母は、明るくて素直な人でした。実家はそんなに裕福ではなかったけれど、大事にされていて、愛情には恵まれていたみたいです。5人きょうだいの末っ子で姉がいたからか、家庭がそういう方針だったからかはわからないですが、台所の手伝いはあまりしていなかったんですって。それを聞いて、私は驚愕しちゃいました。娘の義務じゃないの!? って(笑)。そんな母が、結婚した途端に毎日「美味いものを作れ」と脅されて、必死になって料理を勉強したわけですから、大変だったろうなと思います。

口うるさい父でしたが、父も末っ子なので、母はわがままを言って甘えられる存在だったんでしょう。たまに「しょうがないんだよ! 俺はわがままなんだから!」なんて言って怒るんですが、そりゃないだろ......と思ってましたね(笑)。あとは食事会のときなんかに、母が他の人と話しているのに父が「おい、お前、今おれの話聞いてたのか。聞いてなかっただろ」と怒ったりして。結局、母のことが好きだったんですよね。好きならもうちょっと優しくしなよと思いますけど(笑)。父が入院するときも、母に「お前もここに入院しなさい」と言ったり、「母さんと別々で死ななきゃなんないのかな」とこぼしたりしていました。そばにいてほしかったんですねえ。

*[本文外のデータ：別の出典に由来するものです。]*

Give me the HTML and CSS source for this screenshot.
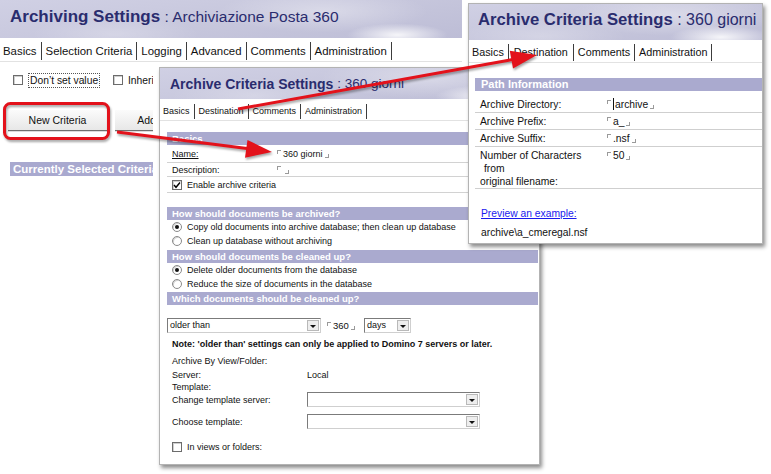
FILE: index.html
```html
<!DOCTYPE html>
<html>
<head>
<meta charset="utf-8">
<title>Archiving Settings</title>
<link rel="stylesheet" href="styles.css">
</head>
<body>
<div class="desk">

  <div class="win base">
    <div class="banner"><span class="tb">Archiving Settings</span><span class="tr">&nbsp;: Archiviazione Posta 360</span></div>
    <div class="tabs">
      <span class="tab">Basics</span><span class="tab sel">Selection Criteria</span><span class="tab">Logging</span><span class="tab">Advanced</span><span class="tab">Comments</span><span class="tab">Administration</span>
    </div>
    <div class="base-body">
      <div class="chkrow">
        <span class="chk first"><span class="box"></span><span class="focus">Don’t set value</span></span>
        <span class="chk"><span class="box"></span><span>Inherit</span></span>
      </div>
      <div class="btnrow"><span class="btn">New Criteria</span><span class="btn add">Add Criteria</span></div>
      <div class="cur-bar">Currently Selected Criteria</div>
    </div>
  </div>

  <div class="win mid">
    <div class="banner"><span class="tb">Archive Criteria Settings</span><span class="tr">&nbsp;: 360 giorni</span></div>
    <div class="tabs">
      <span class="tab sel">Basics</span><span class="tab">Destination</span><span class="tab">Comments</span><span class="tab">Administration</span>
    </div>
    <div class="mbody">
      <div class="bar b1">Basics</div>
      <div class="frow r-name"><span class="lab"><u>Name:</u></span><span class="val"><i class="fo"></i>360 giorni<i class="fc"></i></span></div>
      <div class="frow r-desc"><span class="lab">Description:</span><span class="val"><i class="fo"></i><i class="fc"></i></span></div>
      <div class="frow r-en"><span class="box on"><svg width="8" height="8" viewBox="0 0 8 8"><path d="M1 4 L3 6.3 L7 1.5" fill="none" stroke="#000" stroke-width="1.4"/></svg></span><span class="ctext">Enable archive criteria</span></div>

      <div class="bar b2">How should documents be archived?</div>
      <div class="rrow"><span class="radio on"></span><span class="ctext">Copy old documents into archive database; then clean up database</span></div>
      <div class="rrow"><span class="radio"></span><span class="ctext">Clean up database without archiving</span></div>

      <div class="bar b3">How should documents be cleaned up?</div>
      <div class="rrow"><span class="radio on"></span><span class="ctext">Delete older documents from the database</span></div>
      <div class="rrow"><span class="radio"></span><span class="ctext">Reduce the size of documents in the database</span></div>

      <div class="bar b4">Which documents should be cleaned up?</div>
      <div class="selrow">
        <span class="sel-box w-older"><span class="sel-text">older than</span><span class="sel-btn"></span></span>
        <span class="numf"><i class="fo"></i>360<i class="fc"></i></span>
        <span class="sel-box w-days"><span class="sel-text">days</span><span class="sel-btn"></span></span>
      </div>
      <div class="note">Note: 'older than' settings can only be applied to Domino 7 servers or later.</div>
      <div class="prow r-abv"><span class="lab2">Archive By View/Folder:</span></div>
      <div class="prow r-srv"><span class="lab2">Server:</span><span>Local</span></div>
      <div class="prow r-tpl"><span class="lab2">Template:</span></div>
      <div class="prow r-cts"><span class="lab2">Change template server:</span><span class="sel-box w-tpl"><span class="sel-text"></span><span class="sel-btn"></span></span></div>
      <div class="prow r-ct"><span class="lab2">Choose template:</span><span class="sel-box w-tpl"><span class="sel-text"></span><span class="sel-btn"></span></span></div>
      <div class="prow r-inv"><span class="box"></span><span class="ctext">In views or folders:</span></div>
    </div>
  </div>

  <div class="win right">
    <div class="banner"><span class="tb">Archive Criteria Settings</span><span class="tr">&nbsp;: 360 giorni</span></div>
    <div class="tabs">
      <span class="tab">Basics</span><span class="tab sel">Destination</span><span class="tab">Comments</span><span class="tab">Administration</span>
    </div>
    <div class="rbody">
      <div class="bar pbar">Path Information</div>
      <div class="rrow2 first"><span class="lab3">Archive Directory:</span><span class="val"><i class="fo"></i><span class="caret"></span>archive<i class="fc"></i></span></div>
      <div class="rrow2"><span class="lab3">Archive Prefix:</span><span class="val"><i class="fo"></i>a_<i class="fc"></i></span></div>
      <div class="rrow2"><span class="lab3">Archive Suffix:</span><span class="val"><i class="fo"></i>.nsf<i class="fc"></i></span></div>
      <div class="rrow2 tall"><span class="lab3">Number of Characters<br><span class="ind">from</span><br>original filename:</span><span class="val"><i class="fo"></i>50<i class="fc"></i></span></div>
      <div class="preview"><span class="link">Preview an example:</span></div>
      <div class="example">archive\a_cmeregal.nsf</div>
    </div>
  </div>

  <svg class="anno" width="771" height="474" viewBox="0 0 771 474">
    <rect x="4.5" y="103.5" width="104" height="35" rx="6" ry="6" fill="none" stroke="#e3121b" stroke-width="3"/>
    <line x1="117" y1="132" x2="249" y2="148.8" stroke="#e3121b" stroke-width="3"/>
    <polygon points="272,152 245,157.7 247.5,140" fill="#e3121b"/>
    <line x1="238" y1="109" x2="513" y2="59.4" stroke="#e3121b" stroke-width="3"/>
    <polygon points="537,55 513,68.5 509.8,50.7" fill="#e3121b"/>
  </svg>
</div>
</body>
</html>
```

FILE: styles.css
```css
* { box-sizing: border-box; }
html, body { margin: 0; padding: 0; }
body {
  background: #fff;
  font-family: "Liberation Sans", Arial, sans-serif;
  color: #111;
}
.desk {
  position: relative;
  width: 771px;
  height: 474px;
  overflow: hidden;
  background: #fff;
}
.win {
  position: absolute;
  background: #fff;
  overflow: hidden;
}

/* ---------- banners ---------- */
.banner {
  display: flex;
  align-items: center;
  white-space: nowrap;
  color: #2a2c6e;
  background:
    radial-gradient(ellipse 70px 16px at 86% 92%, rgba(255,255,255,.85), rgba(255,255,255,0) 72%),
    radial-gradient(ellipse 150px 30px at 70% 30%, rgba(255,255,255,.35), rgba(255,255,255,0) 70%),
    radial-gradient(ellipse 120px 25px at 25% 90%, rgba(255,255,255,.25), rgba(255,255,255,0) 70%),
    linear-gradient(172deg, #d0d0e4 0%, #c6c6dc 55%, #bdbdd6 100%);
}
.tb { font-weight: bold; }

/* ---------- tabs ---------- */
.tabs {
  display: flex;
  align-items: center;
  border-bottom: 1px solid #e2e2e2;
  white-space: nowrap;
  color: #111;
}
.tab {
  padding: 0 4px;
  border-right: 1px solid #3c3c3c;
}
.tab:first-child { padding-left: 3px; }

/* ---------- base window ---------- */
.base { left: 0; top: 0; width: 462px; height: 200px; }
.base .banner { height: 38px; padding: 0 0 5px 10px; }
.base .tb { font-size: 17px; }
.base .tr { font-size: 15.5px; }
.base .tabs { margin-top: 2px; height: 22px; font-size: 11.4px; }
.base .tab { height: 18px; line-height: 18px; }

.base-body { font-size: 10.3px; width: 153px; overflow: hidden; }
.chkrow {
  display: flex;
  align-items: center;
  margin-top: 10px;
  height: 16px;
  padding-left: 13px;
  white-space: nowrap;
}
.chk { display: flex; align-items: center; flex: none; }
.chk.first { width: 100px; }
.box {
  display: inline-flex;
  align-items: center;
  justify-content: center;
  width: 10px;
  height: 10px;
  flex: none;
  border: 1px solid #6c6c6c;
  background: #fff;
  box-shadow: inset 1px 1px 0 #cfcfcf;
}
.chk .box { margin-right: 5px; }
.focus {
  border: 1px dotted #555;
  padding: 0 1px;
  line-height: 13px;
}
.btnrow {
  display: flex;
  margin-top: 22px;
  padding-left: 8px;
}
.btn {
  display: flex;
  align-items: center;
  justify-content: center;
  width: 99px;
  height: 21px;
  flex: none;
  background: linear-gradient(#fbfbfb, #e7e7e7);
  border-bottom: 1px solid #6f6f6f;
  box-shadow: 0 1px 0 #dcdcdc;
  font-size: 10.5px;
  white-space: nowrap;
}
.btn.add { margin-left: 8px; width: 100px; }
.cur-bar {
  margin-top: 31px;
  margin-left: 10px;
  width: 143px;
  height: 14px;
  line-height: 14px;
  padding-left: 3px;
  overflow: hidden;
  background: #a9a9cf;
  color: #fff;
  font-weight: bold;
  font-size: 11.5px;
  white-space: nowrap;
}

/* ---------- shared form bits ---------- */
.bar {
  background: #aaaacf;
  color: #fff;
  font-weight: bold;
  white-space: nowrap;
}
.fo, .fc {
  display: inline-block;
  width: 4px;
  height: 4px;
  flex: none;
}
.fo {
  border-left: 1px solid #9a9a9a;
  border-top: 1px solid #9a9a9a;
  vertical-align: top;
  margin-right: 2px;
  margin-top: -4px;
}
.fc {
  border-right: 1px solid #9a9a9a;
  border-bottom: 1px solid #9a9a9a;
  vertical-align: bottom;
  margin-left: 2px;
  margin-bottom: -5px;
}
.radio {
  position: relative;
  display: inline-block;
  width: 10px;
  height: 10px;
  flex: none;
  border-radius: 50%;
  border: 1px solid #8a8a8a;
  background: #fff;
  box-shadow: inset 1px 1px 0 #d4d4d4;
}
.radio.on::after {
  content: "";
  position: absolute;
  left: 2px;
  top: 2px;
  width: 4px;
  height: 4px;
  border-radius: 50%;
  background: #111;
}
.ctext { margin-left: 5px; }
.sel-box {
  display: flex;
  height: 15px;
  flex: none;
  border: 1px solid;
  border-color: #7b7b7b #cfcfcf #cfcfcf #7b7b7b;
  background: #fff;
}
.sel-text {
  flex: 1;
  padding-left: 2px;
  line-height: 13px;
  font-size: 9px;
}
.sel-btn {
  position: relative;
  width: 12px;
  margin: 1px;
  background: #eeeeee;
  border: 1px solid #b9b9b9;
}
.sel-btn::after {
  content: "";
  position: absolute;
  left: 2px;
  top: 4px;
  border-left: 3px solid transparent;
  border-right: 3px solid transparent;
  border-top: 3px solid #111;
}

/* ---------- middle window ---------- */
.mid {
  left: 159px;
  top: 67px;
  width: 381px;
  height: 398px;
  border: 1px solid #b3b3b3;
  box-shadow: 2px 3px 4px rgba(0,0,0,.45);
}
.mid .banner { height: 31px; padding-left: 10px; }
.mid .tb { font-size: 14px; }
.mid .tr { font-size: 13.5px; }
.mid .tabs { margin-top: 3px; height: 19px; font-size: 9px; }
.mid .tab { height: 15px; line-height: 15px; }

.mbody { padding: 0 1px 0 7px; font-size: 9px; }
.mbody .bar { height: 13px; line-height: 13px; font-size: 9.5px; padding-left: 5px; }
.b1 { margin-top: 11px; }
.b2 { margin-top: 14px; }
.b3 { margin-top: 2px; }
.b4 { margin-top: 1px; }
.frow {
  display: flex;
  align-items: center;
  padding-left: 5px;
  border-bottom: 1px solid #d2d2d2;
  white-space: nowrap;
}
.r-name { height: 18px; }
.r-desc { height: 14px; }
.r-en { height: 16px; }
.lab { width: 105px; flex: none; }
.val { display: inline-flex; align-items: center; white-space: nowrap; }
.rrow {
  display: flex;
  align-items: center;
  height: 14px;
  padding-left: 5px;
  white-space: nowrap;
}
.selrow {
  display: flex;
  align-items: center;
  margin-top: 13px;
  height: 15px;
}
.w-older { width: 154px; }
.numf {
  display: inline-flex;
  align-items: center;
  width: 43px;
  padding-left: 6px;
  font-size: 9.5px;
}
.w-days { width: 47px; }
.note {
  margin-top: 4px;
  height: 14px;
  line-height: 14px;
  padding-left: 5px;
  font-weight: bold;
  white-space: nowrap;
}
.prow {
  display: flex;
  align-items: center;
  padding-left: 5px;
  white-space: nowrap;
}
.lab2 { width: 135px; flex: none; }
.r-abv { margin-top: 3px; height: 14px; }
.r-srv { height: 13px; }
.r-tpl { height: 11px; }
.r-cts { height: 15px; }
.r-ct { margin-top: 7px; height: 15px; }
.r-inv { margin-top: 11px; height: 14px; }
.w-tpl { width: 173px; }

/* ---------- right window ---------- */
.right {
  left: 468px;
  top: 3px;
  width: 295px;
  height: 241px;
  border: 1px solid #b3b3b3;
  box-shadow: 2px 3px 4px rgba(0,0,0,.45);
}
.right .banner { height: 36px; padding: 0 0 4px 9px; }
.right .tb { font-size: 16.7px; }
.right .tr { font-size: 16px; }
.right .tabs { margin-top: 2px; height: 21px; font-size: 10.8px; }
.right .tab { height: 17px; line-height: 17px; }
.right .tab.sel { padding: 0 5px; }

.rbody { padding-left: 6px; font-size: 10.3px; }
.pbar {
  margin-top: 15px;
  height: 13px;
  line-height: 13px;
  font-size: 11px;
  padding-left: 6px;
}
.rrow2 {
  display: flex;
  align-items: center;
  height: 17px;
  padding-left: 5px;
  border-bottom: 1px solid #cfcfcf;
  white-space: nowrap;
}
.rrow2.first { margin-top: 5px; }
.rrow2.tall {
  height: 42px;
  align-items: flex-start;
  padding-top: 2px;
  line-height: 13px;
}
.lab3 { width: 127px; flex: none; }
.ind { padding-left: 4px; }
.caret {
  display: inline-block;
  width: 1px;
  height: 12px;
  background: #111;
  margin-right: 1px;
}
.preview {
  margin-top: 18px;
  height: 13px;
  line-height: 13px;
  padding-left: 6px;
}
.link { color: #1a1aee; text-decoration: underline; }
.example {
  margin-top: 6px;
  height: 13px;
  line-height: 13px;
  padding-left: 6px;
}

/* ---------- annotations ---------- */
.anno {
  position: absolute;
  left: 0;
  top: 0;
  pointer-events: none;
  filter: drop-shadow(1px 2px 1.2px rgba(0,0,0,.35));
}
```
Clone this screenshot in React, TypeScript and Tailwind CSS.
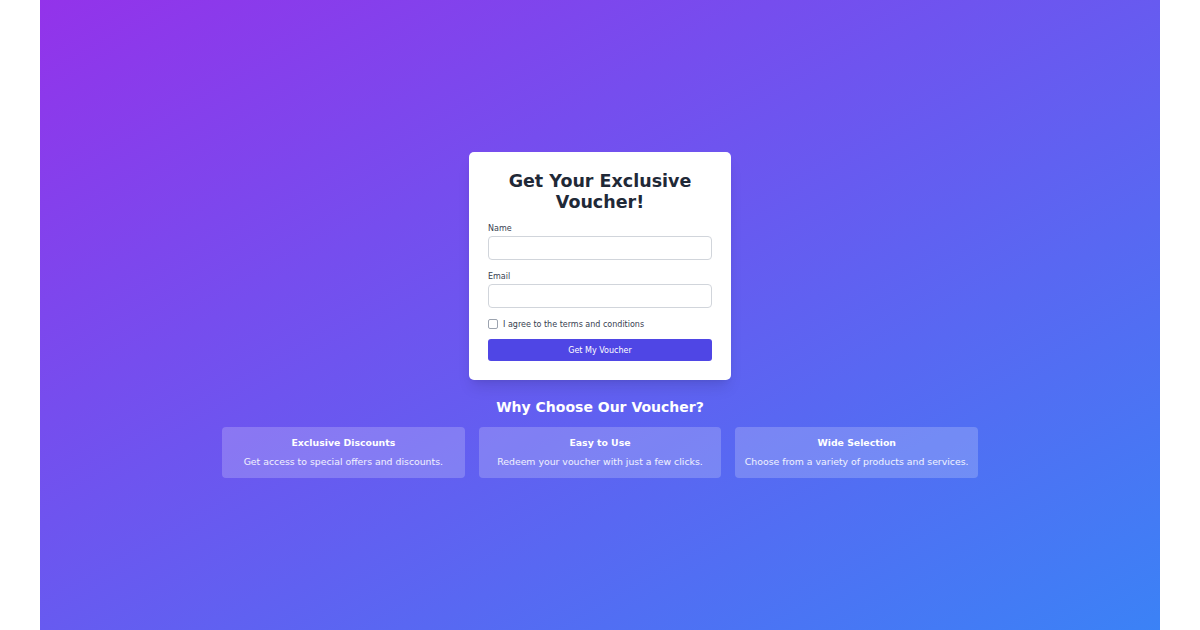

――お父さまの愛おしい一面ですね。とはいえ、お母さまも阿川さんも振り回されっぱなしで、大変な日々だったはず。でも本書では、そんな思い出を明るく面白おかしく書いていらっしゃいます。

子どもの頃から、うちの苦労を友達に話したらみんな笑うんですよ。私は家を出て行こうかとまで思っているのに、「あーあ、また阿川ん家はこうだ」「どうせそのうち収まるんでしょ」みたいな感じで。そういう反応をされるとだんだん、ウケを狙って話すようになるじゃないですか。

人に笑ってもらうと、大変だったことも客観視できるようになります。「これごときで死ぬの死なないのってほどじゃないな」って。不幸だ! と思っても、いやいや、さっき甘いもの食べてたでしょ? 言うほど不幸かい? ってね。これは、自分が楽になる方法でもありますね。

終始笑顔で、あれもこれもとはずむように話してくださった阿川さん。お母さまから受け継いだこの明るさが、人生を美味しくする「隠し味」なのかもしれない。